High-entropy doping strategy towards reinforced Mn-O bond for durable aqueous zinc ion batteries

Manganese-based cathode materials offer significant advantages in aqueous zinc ion batteries (ZIBs) due to their price, voltage, and capacity. Unfortunately, the notorious manganese dissolution leads to a significant impact on cycling stability. Although there are some measures to improve this problem, the strategy mainly focuses on protecting the material outside and cannot realize the limitation inside the material. To realize internal confinement and in-situ binding of manganese-based material, a high-entropy doped oxide Mn0.85Co0.03Fe0.03Ni0.03Cu0.03Cr0.03O/C (HE-MnO/C) with in-situ confinement was prepared by a high-entropy doping strategy and applied to ZIBs for the first time.

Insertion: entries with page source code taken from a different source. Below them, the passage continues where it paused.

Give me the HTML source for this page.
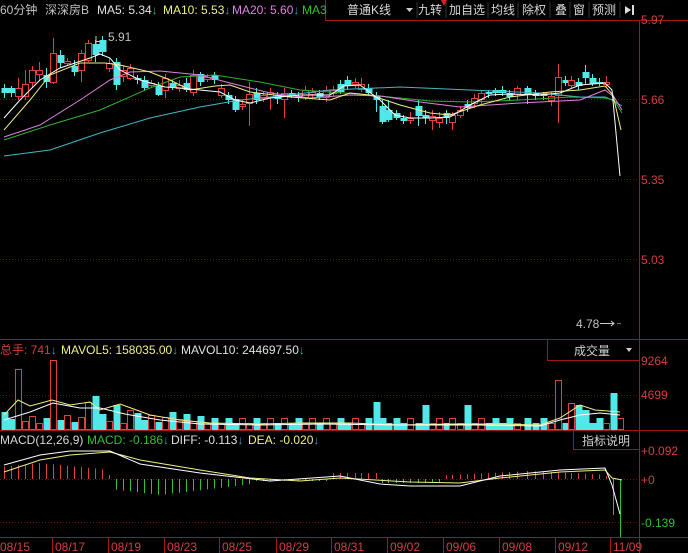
<!DOCTYPE html>
<html><head><meta charset="utf-8">
<style>
html,body{margin:0;padding:0;background:#000;width:688px;height:553px;overflow:hidden}
svg{display:block}
text{font-family:"Liberation Sans","Noto Sans CJK SC",sans-serif;font-size:12px}
</style></head><body>
<svg id="s" width="688" height="553" xmlns="http://www.w3.org/2000/svg">
<rect width="688" height="553" fill="#000"/>
<line x1="325" y1="20.5" x2="688" y2="20.5" stroke="#a01818"/>
<line x1="325.5" y1="0" x2="325.5" y2="20" stroke="#a01818"/>
<line x1="639.5" y1="20" x2="639.5" y2="553" stroke="#a01818"/>
<line x1="0" y1="339.5" x2="688" y2="339.5" stroke="#a01818"/>
<line x1="0" y1="430.5" x2="688" y2="430.5" stroke="#a01818"/>
<line x1="0" y1="537.5" x2="688" y2="537.5" stroke="#a01818"/>
<g stroke="#701010" stroke-dasharray="1,2">
<line x1="0" y1="99.5" x2="639" y2="99.5"/><line x1="0" y1="179.5" x2="639" y2="179.5"/><line x1="0" y1="259.5" x2="639" y2="259.5"/>
<line x1="0" y1="395.5" x2="639" y2="395.5"/><line x1="0" y1="479.5" x2="639" y2="479.5"/><line x1="0" y1="522.5" x2="639" y2="522.5"/>
</g>
<text x="0" y="14" fill="#c0c0c0">60分钟</text>
<text x="45" y="14" fill="#c0c0c0">深深房B</text>
<text x="97" y="14" fill="#e0e0e0">MA5: 5.34<tspan fill="#3aa0c0">↓</tspan></text>
<text x="163" y="14" fill="#f0f080">MA10: 5.53<tspan fill="#3aa0c0">↓</tspan></text>
<text x="232" y="14" fill="#e080e0">MA20: 5.60<tspan fill="#3aa0c0">↓</tspan></text>
<text x="302" y="14" fill="#30c030">MA3</text>
<g fill="#d8d8d8">
<text x="347" y="14">普通K线</text><path d="M406 8h7l-3.5 4z" fill="#ccc"/>
<text x="418" y="14">九转</text><path d="M441 0h6l-3 6z" fill="#e02020"/>
<text x="449" y="14">加自选</text><text x="491" y="14">均线</text><text x="522" y="14">除权</text>
<text x="555" y="14">叠</text><text x="573" y="14">窗</text><text x="592" y="14">预测</text>
<path d="M625 6l6 4l-6 4z M632 5h2v10h-2z" fill="#ddd"/>
</g>
<g stroke="#333"><line x1="417" y1="2" x2="417" y2="18"/><line x1="446" y1="2" x2="446" y2="18"/><line x1="488" y1="2" x2="488" y2="18"/><line x1="518" y1="2" x2="518" y2="18"/><line x1="550" y1="2" x2="550" y2="18"/><line x1="570" y1="2" x2="570" y2="18"/><line x1="589" y1="2" x2="589" y2="18"/><line x1="620" y1="2" x2="620" y2="18"/></g>
<g fill="#d04040">
<text x="641" y="24">5.97</text><text x="641" y="104">5.66</text><text x="641" y="184">5.35</text><text x="641" y="264">5.03</text>
<text x="641" y="365">9264</text><text x="641" y="399">4699</text>
<text x="641" y="455">+0.092</text><text x="641" y="484">+0</text>
</g>
<text x="641" y="527" fill="#30c030">-0.139</text>
<text x="576" y="328" fill="#c0c0c0">4.78</text><path d="M600 323.5h14" stroke="#ccc"/><path d="M611 321l3 2.5l-3 2.5" stroke="#ccc" fill="none"/><path d="M617 323.5h4" stroke="#d04040"/>
<path d="M96 36v12M96 41.5h10" stroke="#ccc"/><text x="108" y="41" fill="#c0c0c0">5.91</text>
<g id="cand"></g>
<g fill="none" stroke-width="1">
<polyline stroke="#40b8c8" points="4,156 50,150 100,133 150,118 200,107 240,100 280,96 330,90 400,87 470,90 540,93 580,97 605,97 612,100 622,106"/>
<polyline stroke="#30b030" points="4,140 50,125 100,110 150,88 180,77 215,75 260,82 300,90 344,93 380,96 430,101 470,102 520,100 570,97 605,98 614,100 622,113"/>
<polyline stroke="#e080e0" points="4,137 40,125 80,100 110,80 130,72 160,71 200,75 230,83 270,93 310,98 350,95 380,96 420,102 460,107 520,103 580,100 605,90 614,97 622,110"/>
<polyline stroke="#f0f080" points="4,130 30,100 50,75 80,63 105,63 120,65 150,72 170,80 190,90 215,86 230,85 250,92 290,97 330,100 350,93 370,95 400,105 430,113 450,115 480,105 510,97 550,92 580,90 605,86 613,95 621,130"/>
<polyline stroke="#fff" points="4,118 20,100 40,80 60,68 90,58 100,54 110,58 120,70 140,80 165,87 180,88 200,90 220,92 235,100 250,103 270,98 300,95 330,95 344,86 360,85 380,100 395,115 410,118 430,118 450,117 470,105 490,95 510,94 540,95 560,93 580,85 605,83 612,90 620,176"/>
</g>
<text x="0" y="354" fill="#d04040">总手: 741<tspan fill="#3aa0c0">↓</tspan></text>
<text x="61" y="354" fill="#f0f080">MAVOL5: 158035.00<tspan fill="#3aa0c0">↓</tspan></text>
<text x="181" y="354" fill="#e0e0e0">MAVOL10: 244697.50<tspan fill="#3aa0c0">↓</tspan></text>
<rect x="547.5" y="339.5" width="92" height="21" fill="#000" stroke="#a01818"/>
<text x="574" y="355" fill="#d0d0d0">成交量</text><path d="M626 348h6l-3 4z" fill="#ccc"/>
<g id="vol"></g>
<g fill="none"><polyline stroke="#f0f080" points="4,415 18,400 30,406 52,400 70,405 90,402 100,410 120,404 150,415 180,420 210,423 260,424 300,423 350,423 400,425 450,424 500,424 540,425 560,418 580,405 595,410 620,412"/>
<polyline stroke="#fff" points="4,420 30,412 53,403 80,408 100,408 125,414 160,420 200,424 260,425 320,424 400,425 480,425 540,426 560,420 580,415 600,413 620,415"/></g>
<text x="0" y="444" fill="#d8d8d8">MACD(12,26,9)</text>
<text x="87" y="444" fill="#30c030">MACD: -0.186<tspan fill="#3aa0c0">↓</tspan></text>
<text x="171" y="444" fill="#e0e0e0">DIFF: -0.113<tspan fill="#3aa0c0">↓</tspan></text>
<text x="248" y="444" fill="#f0f080">DEA: -0.020<tspan fill="#3aa0c0">↓</tspan></text>
<rect x="573.5" y="430.5" width="66" height="19" fill="#000" stroke="#a01818"/>
<text x="582" y="445" fill="#d0d0d0">指标说明</text>
<g id="macd"></g>
<g fill="none">
<polyline stroke="#f0f080" points="4,472 40,460 70,455 110,452 140,460 200,470 250,478 300,481 340,478 410,482 460,483 500,478 560,472 605,470 612,478 622,480"/>
<polyline stroke="#fff" points="4,465 40,455 70,451 110,451 140,464 200,473 270,481 340,476 380,484 410,486 460,486 500,476 560,470 605,468 612,485 620,514"/>
</g>
<g fill="#d04040">
<text x="0" y="551">08/15</text><text x="55" y="551">08/17</text><text x="111" y="551">08/19</text><text x="167" y="551">08/23</text><text x="222" y="551">08/25</text><text x="279" y="551">08/29</text><text x="334" y="551">08/31</text><text x="390" y="551">09/02</text><text x="446" y="551">09/06</text><text x="502" y="551">09/08</text><text x="558" y="551">09/12</text><text x="613" y="551">11/09</text>
</g>
<g stroke="#a01818"><line x1="52.5" y1="537" x2="52.5" y2="553"/><line x1="108.5" y1="537" x2="108.5" y2="553"/><line x1="164.5" y1="537" x2="164.5" y2="553"/><line x1="219.5" y1="537" x2="219.5" y2="553"/><line x1="276.5" y1="537" x2="276.5" y2="553"/><line x1="331.5" y1="537" x2="331.5" y2="553"/><line x1="387.5" y1="537" x2="387.5" y2="553"/><line x1="443.5" y1="537" x2="443.5" y2="553"/><line x1="499.5" y1="537" x2="499.5" y2="553"/><line x1="555.5" y1="537" x2="555.5" y2="553"/><line x1="610.5" y1="537" x2="610.5" y2="553"/></g>
</svg>
<script>
var NS="http://www.w3.org/2000/svg";
function el(p,t,a){var e=document.createElementNS(NS,t);for(var k in a)e.setAttribute(k,a[k]);p.appendChild(e);return e;}
var C=[[4,88,93,84,98,0],[11,88,93,86,97,0],[18,88,96,78,100,1],[25,84,96,70,100,1],[32,70,82,66,88,1],[39,70,74,62,80,1],[46,75,82,68,88,0],[53,53,82,38,84,1],[60,55,63,50,68,0],[67,61,63,58,66,1],[74,66,72,60,76,0],[81,53,70,50,82,1],[88,43,60,40,62,1],[95,44,55,40,62,0],[102,40,52,36,56,0],[109,63,68,58,72,1],[116,62,85,58,90,0],[123,70,76,66,82,1],[130,68,78,64,80,1],[137,78,80,75,84,0],[144,80,88,76,90,0],[151,83,85,80,88,1],[158,86,95,82,96,0],[165,78,90,74,98,1],[172,83,87,80,90,0],[179,85,88,80,92,1],[186,83,90,78,92,0],[193,75,92,70,96,1],[200,74,82,72,86,0],[207,77,79,74,82,1],[214,75,80,72,84,0],[221,88,95,84,98,1],[228,95,100,92,104,0],[235,99,110,96,112,0],[242,104,106,100,110,1],[249,94,103,82,126,1],[256,93,100,88,104,0],[263,95,98,92,102,1],[270,92,97,88,110,1],[277,95,99,92,104,0],[284,93,99,88,118,1],[291,93,95,90,98,0],[298,96,98,92,102,0],[305,90,97,86,100,1],[312,92,94,88,98,1],[319,93,97,90,100,0],[326,90,97,86,102,1],[333,90,93,86,96,1],[340,84,92,80,94,0],[347,80,86,76,90,0],[355,82,84,78,88,1],[361,84,89,78,92,1],[368,88,93,84,96,0],[376,96,100,92,112,0],[382,106,122,100,124,0],[388,110,120,100,122,0],[396,113,118,110,120,0],[403,118,121,115,124,0],[410,118,120,112,124,1],[418,106,116,100,126,0],[425,115,118,110,124,0],[432,116,120,110,130,1],[439,118,122,112,128,1],[446,113,118,110,124,0],[452,115,122,112,130,1],[460,110,115,106,118,1],[467,104,108,100,112,0],[474,98,103,94,108,1],[481,93,99,90,104,1],[488,92,94,90,98,0],[495,90,93,88,96,0],[502,90,93,86,96,0],[509,93,97,90,100,0],[517,88,94,86,100,1],[527,88,94,86,104,0],[535,94,96,90,100,0],[543,94,96,92,100,0],[551,96,100,92,106,1],[558,77,95,64,123,1],[565,80,83,76,86,0],[571,80,85,76,88,1],[578,82,86,78,90,0],[585,72,78,65,84,0],[592,78,84,74,86,0],[599,82,84,78,86,0],[606,82,84,76,88,1]];
var g=document.getElementById("cand");
C.forEach(function(c){var col=c[5]?"#e04040":"#50e8e8";
el(g,"line",{x1:c[0]+.5,y1:c[3],x2:c[0]+.5,y2:c[4],stroke:col});
var h=Math.max(1,c[2]-c[1]);
if(c[5])el(g,"rect",{x:c[0]-2.5,y:c[1]+.5,width:6,height:h,fill:"#000",stroke:col});
else el(g,"rect",{x:c[0]-2.5,y:c[1],width:7,height:h,fill:col});});
var gv=document.getElementById("vol");
var special={2:369,7:360,13:396,12:402,16:405,18:410,78:380,80:403,81:405,82:410};
function vbar(x,y,up){var col=up?"#e04040":"#50e8e8";
if(up)el(gv,"rect",{x:x-2.5,y:y+.5,width:6,height:429-y,fill:"#000",stroke:col});else el(gv,"rect",{x:x-2.5,y:y,width:7,height:430-y,fill:col});}
C.forEach(function(c,i){var y=special[i]||(i<30?412+((i*7)%12):(418+((i*5)%10)));if(i==66||i==60)y=405;if(i==53)y=402;vbar(c[0],y,c[5]);});
vbar(613,393,0);vbar(620,418,1);
var gm=document.getElementById("macd");
C.concat([[613],[620]]).forEach(function(c){var x=c[0];var v;
if(x<106)v=-16+Math.abs(x-40)*0.1;else if(x<115)v=-4;else if(x<255)v=16-Math.abs(x-160)*0.12;else if(x<330)v=2;else if(x<380)v=-6;else if(x<440)v=4;else if(x<600)v=-8+Math.abs(x-530)*0.05;else v=-3;
if(x==613)v=36;if(x==620)v=58;
if(Math.abs(v)<1)return;
el(gm,"line",{x1:x+.5,y1:479,x2:x+.5,y2:479+v,stroke:v<0?"#e04040":"#30c030"});});
</script>
</body></html>
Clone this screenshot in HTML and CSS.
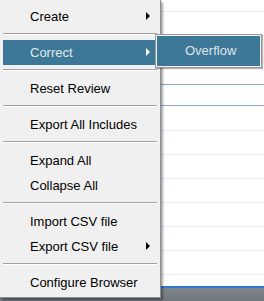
FILE: index.html
```html
<!DOCTYPE html>
<html lang="en">
<head>
    <meta charset="UTF-8">
    <title>Review Menu</title>
    <link rel="stylesheet" href="styles.css">
</head>
<body>
    <div class="page">
        <div class="grid">
            <div class="row first"></div>
            <div class="row"></div>
            <div class="row"></div>
            <div class="row tall dark"></div>
            <div class="row selected"></div>
            <div class="row tall"></div>
            <div class="row"></div>
            <div class="row"></div>
            <div class="row"></div>
            <div class="row"></div>
            <div class="row"></div>
            <div class="row"></div>
            <div class="row last"></div>
        </div>
        <div class="statusbar"></div>

        <div class="menu">
            <div class="item">Create<span class="arrow"></span></div>
            <div class="sep"></div>
            <div class="item active">Correct<span class="arrow"></span></div>
            <div class="sep"></div>
            <div class="item">Reset Review</div>
            <div class="sep"></div>
            <div class="item">Export All Includes</div>
            <div class="sep"></div>
            <div class="item">Expand All</div>
            <div class="item">Collapse All</div>
            <div class="sep"></div>
            <div class="item">Import CSV file</div>
            <div class="item">Export CSV file<span class="arrow"></span></div>
            <div class="sep"></div>
            <div class="item">Configure Browser</div>
        </div>

        <div class="submenu">
            <div class="sub-item">Overflow</div>
        </div>
    </div>
</body>
</html>
```

FILE: styles.css
```css
html, body {
    margin: 0;
    padding: 0;
}

body {
    font-family: 'Liberation Sans', Arial, sans-serif;
    font-size: 13px;
    background-color: #ffffff;
}

.page {
    position: relative;
    width: 264px;
    height: 301px;
    overflow: hidden;
}

/* rows of the list behind the menu */
.grid {
    display: flex;
    flex-direction: column;
}

.row {
    height: 23px;
    border-bottom: 1px solid #e3eef8;
}

.row.first {
    height: 11px;
}

.row.tall {
    height: 24px;
}

.row.dark {
    border-bottom-color: #86a9d8;
}

.row.selected {
    height: 20px;
    border-bottom-color: #86a9d8;
}

.row.last {
    height: 11px;
    border-bottom: none;
}

.statusbar {
    height: 14px;
    border-top: 2px solid #2b7bd2;
    background: linear-gradient(#7d848b, #6f767e);
}

/* context menu */
.menu {
    position: absolute;
    top: 0;
    left: 0;
    width: 160px;
    padding: 4px 0 2px;
    background-color: #f0f0f0;
    border-right: 1px solid #8e8e8e;
    border-bottom: 1px solid #8e8e8e;
    box-shadow: 2px 2px 2px rgba(0,0,0,0.35);
}

.item {
    position: relative;
    height: 25px;
    line-height: 25px;
    padding-left: 27px;
    margin: 0 2px 0 3px;
    color: #000000;
    white-space: nowrap;
}

.item.active {
    background-color: #3e7898;
    color: #e2e8ec;
}

.arrow {
    position: absolute;
    left: 143px;
    top: 8px;
    width: 0;
    height: 0;
    border-left: 4px solid #000000;
    border-top: 4px solid transparent;
    border-bottom: 4px solid transparent;
}

.item.active .arrow {
    border-left-color: #ffffff;
}

.sep {
    height: 0;
    margin: 4px 3px 5px;
    border-top: 1px solid #a0a0a0;
    border-bottom: 1px solid #ffffff;
}

/* sub menu */
.submenu {
    position: absolute;
    top: 34px;
    left: 155px;
    padding: 1px;
    background-color: #f0f0f0;
    border: 1px solid #9a9a9a;
    box-shadow: 1px 1px 1px rgba(0,0,0,0.3);
}

.sub-item {
    width: 75px;
    height: 30px;
    line-height: 30px;
    padding-left: 28px;
    background-color: #3e7898;
    color: #dde4e8;
}
```
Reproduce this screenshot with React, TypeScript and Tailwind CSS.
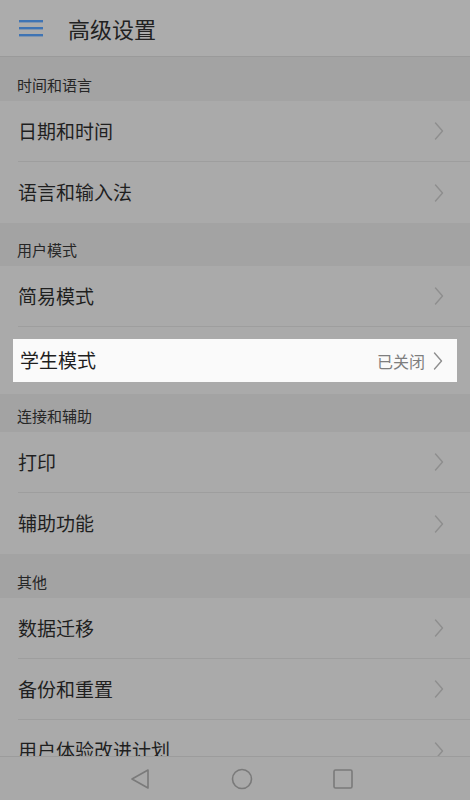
import React from "react";

const font = { fontFamily: '"Noto Sans CJK SC", "Noto Sans", sans-serif' };

function Chevron({ className = "" }: { className?: string }) {
  return (
    <svg width="10" height="20" viewBox="0 0 10 20" className={className} fill="none">
      <path d="M1.5 2 L8.5 10 L1.5 18" stroke="#8e8e8e" strokeWidth="1.4" strokeLinecap="round" strokeLinejoin="round" />
    </svg>
  );
}

function Section({ title, h = "h-[42px]" }: { title: string; h?: string }) {
  return (
    <div className={`flex items-end ${h} bg-[#a3a3a3] px-[17px] pb-[5px] text-[15px] text-[#262626]`}>
      <span>{title}</span>
    </div>
  );
}

function Row({ label, last = false, value }: { label: string; last?: boolean; value?: string }) {
  return (
    <div className="bg-[#aaaaaa] pl-[18px]">
      <div className={`flex h-[61px] items-center pr-[26px] ${last ? "" : "border-b border-[#9e9e9e]"}`}>
        <span className="flex-1 text-[19px] text-[#1f1f1f]">{label}</span>
        {value && <span className="mr-[10px] text-[16px] text-[#7e7e7e]">{value}</span>}
        <Chevron />
      </div>
    </div>
  );
}

export default function App() {
  return (
    <div className="relative h-[800px] w-[470px] overflow-hidden bg-[#aaaaaa]" style={font}>
      <div className="flex h-[57px] items-center border-b border-[#9a9a9a] bg-[#acacac] pl-[19px]">
        <svg width="24" height="18" viewBox="0 0 24 18">
          <rect x="0" y="1" width="24" height="2.4" fill="#3f74b4" />
          <rect x="0" y="8" width="24" height="2.4" fill="#3f74b4" />
          <rect x="0" y="15" width="24" height="2.4" fill="#3f74b4" />
        </svg>
        <span className="ml-[25px] text-[22px] text-[#222]">高级设置</span>
      </div>
      <Section title="时间和语言" h="h-[44px]" />
      <Row label="日期和时间" />
      <Row label="语言和输入法" last />
      <Section title="用户模式" h="h-[43px]" />
      <Row label="简易模式" />
      <div className="bg-[#aaaaaa] px-[13px] py-[12px]">
        <div className="flex h-[43px] items-center bg-[#fafafa] pl-[7px] pr-[14px]">
          <span className="flex-1 text-[19px] text-[#1f1f1f]">学生模式</span>
          <span className="mr-[8px] text-[16px] text-[#7e7e7e]">已关闭</span>
          <Chevron />
        </div>
      </div>
      <Section title="连接和辅助" h="h-[38px]" />
      <Row label="打印" />
      <Row label="辅助功能" last />
      <Section title="其他" h="h-[44px]" />
      <Row label="数据迁移" />
      <Row label="备份和重置" />
      <Row label="用户体验改进计划" last />
      <div className="absolute bottom-0 left-0 flex h-[44px] w-full items-center border-t border-[#9c9c9c] bg-[#a9a9a9]">
        <div className="flex w-full items-center justify-center gap-[80px] pl-[12px]">
          <svg width="22" height="22" viewBox="0 0 22 22" fill="none">
            <path d="M19 2 L3 11 L19 20 Z" stroke="#7a7a7a" strokeWidth="1.6" strokeLinejoin="round" />
          </svg>
          <svg width="22" height="22" viewBox="0 0 22 22" fill="none">
            <circle cx="11" cy="11" r="9.5" stroke="#7a7a7a" strokeWidth="1.6" />
          </svg>
          <svg width="20" height="20" viewBox="0 0 20 20" fill="none">
            <rect x="1" y="1" width="18" height="18" rx="1.5" stroke="#7a7a7a" strokeWidth="1.6" />
          </svg>
        </div>
      </div>
    </div>
  );
}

It is demonstrated by combining theoretical calculations that due to the close arrangement of different metal atoms, the strong synergistic effect in the high-entropy material promotes a closer electron cloud overlap between manganese and oxygen, which further enhances the bonding strength of the Mn-O bond and limits the manganese dissolution. As a result, ultra-long cycle life and high cycling stability are realized by HE-MnO/C. An outstanding electrochemical performance is demonstrated by HE-MnO/C with a capacity retention of 93.2% after 10,000 cycles at 10 A g−1. This work provides new insights into solving the dissolution problem and further promotes the application of high-entropy materials in ZIBs.